The most popular types of stablecoins are "fiat-backed" meaning they are digital assets that have financial reserves in fiat currency held by a regulated institution like a traditional bank. In short, compared to its three other counterparts, fiat-backed stablecoins are truly backed by real-world currencies. These coins can be used to purchase goods and services online, just like any other cryptocurrency.
Unlike other cryptocurrencies, a stablecoin's value is tied to the price of the underlying asset, and not supply and demand. For example, 1 tether (USDT) should always be worth $1, though market conditions can make it fluctuate (we'll get more into this below). This makes them a more reliable form of currency for payments than other forms of cryptocurrency.
To purchase fiat-backed stablecoins, investors need to exchange their fiat currencies or other cryptocurrencies for them. When they want to sell their coins, they can exchange them for the corresponding fiat currency or use them to purchase other cryptocurrencies. Unlike other cryptocurrencies, fiat-backed coins do not require miners and are not decentralized. Instead, they use centralized servers and rely on third parties to manage their transactions.
Why causes stablecoins to depeg?
While the entire point of stablecoins is to maintain a stable value, sometimes they deviate from their peg, usually by tiny fractions of a cent. This is usually due to market conditions around liquidity and supply and demand that generally rectify quickly without intervention from the issuing companies.

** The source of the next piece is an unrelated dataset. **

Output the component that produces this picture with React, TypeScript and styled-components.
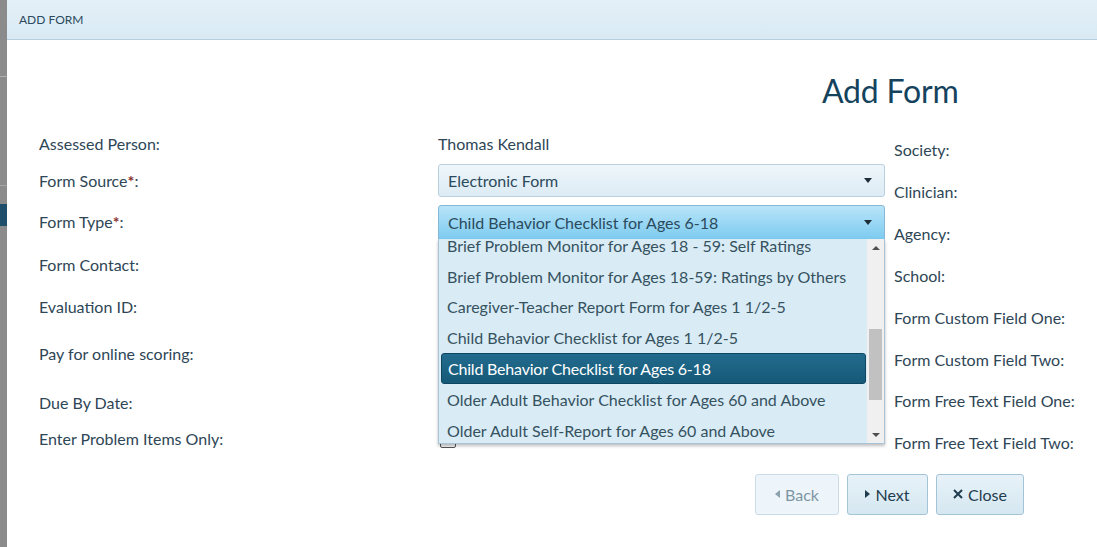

In the case of USD Coin and Circle, the news that $3.3 billion of the company's reserves was held by a now-defunct bank caused worry among holders of the coin. Circle's guarantee that it held reserves equal to the amount of USDC in circulation was put in doubt, and people began to unload the stablecoin at a discount to leave their positions, fearing the worst and a UST-like meltdown.
The other contributing factor was that while USDC can be used 24/7 on chain, "issuance and redemption is constrained by the working hours of the U.S. banking system," as Circle CEO Jeremy Allaire explained in a post following the depeg. Since this event, Alliare has stated they are remedying this issue with a new partner to allow automatic minting.
Finally, following U.S. regulators' guarantee that all funds would be insured, USDC began its climb back to its $1 peg, which it has regained as of this update.
For a case of a stablecoin that did not fare as well after depegging, read CoinDesk's explainer on the rise and fall of Terra.
Popular fiat-backed stablecoins
Tether (USDT) has the largest market capitalization among fiat-backed stablecoins, meaning it is the most liquid. Additionally, it is used on almost all crypto exchanges worldwide.
According to Tether, USDT is backed by assets in its reserve. It also publishes a quarterly attestation showing the percentages of its reserve by asset class.
Regarding fiat-backed assets, USDC reserves are kept in the custody of leading U.S. financial institutions. USDC provides transparency allowing financial institutions to maintain their fiat reserves. Additionally, USDC's partners must report their U.S. dollar holdings regularly.
Binance USD (BUSD) is a stablecoin pegged to the U.S. dollar developed in partnership between Binance and Paxos. It adheres to the regulatory framework of the New York state Department of Financial Services (NYDFS) and is backed by reserves held either in fiat cash and/or U.S. Treasury bills. Paxos issued BUSD on the Ethereum blockchain until February 2022, following regulatory action from the New York Department of Financial Services (NYDFS) which ordered a halt to any new minting of BUSD by Paxos. Binance continues to offer a wrapped BUSD token (BEP-20) on BNB Chain.
EUROS (EURS) is a digital token pegged to the euro developed by STASIS. It is the world's largest euro-backed stablecoin, but is still small compared to U.S. stablecoin counterparts. Its reserves are in accounts of partner institutions and STASIS promises a "unrivaled level of reserve transparency" on their website.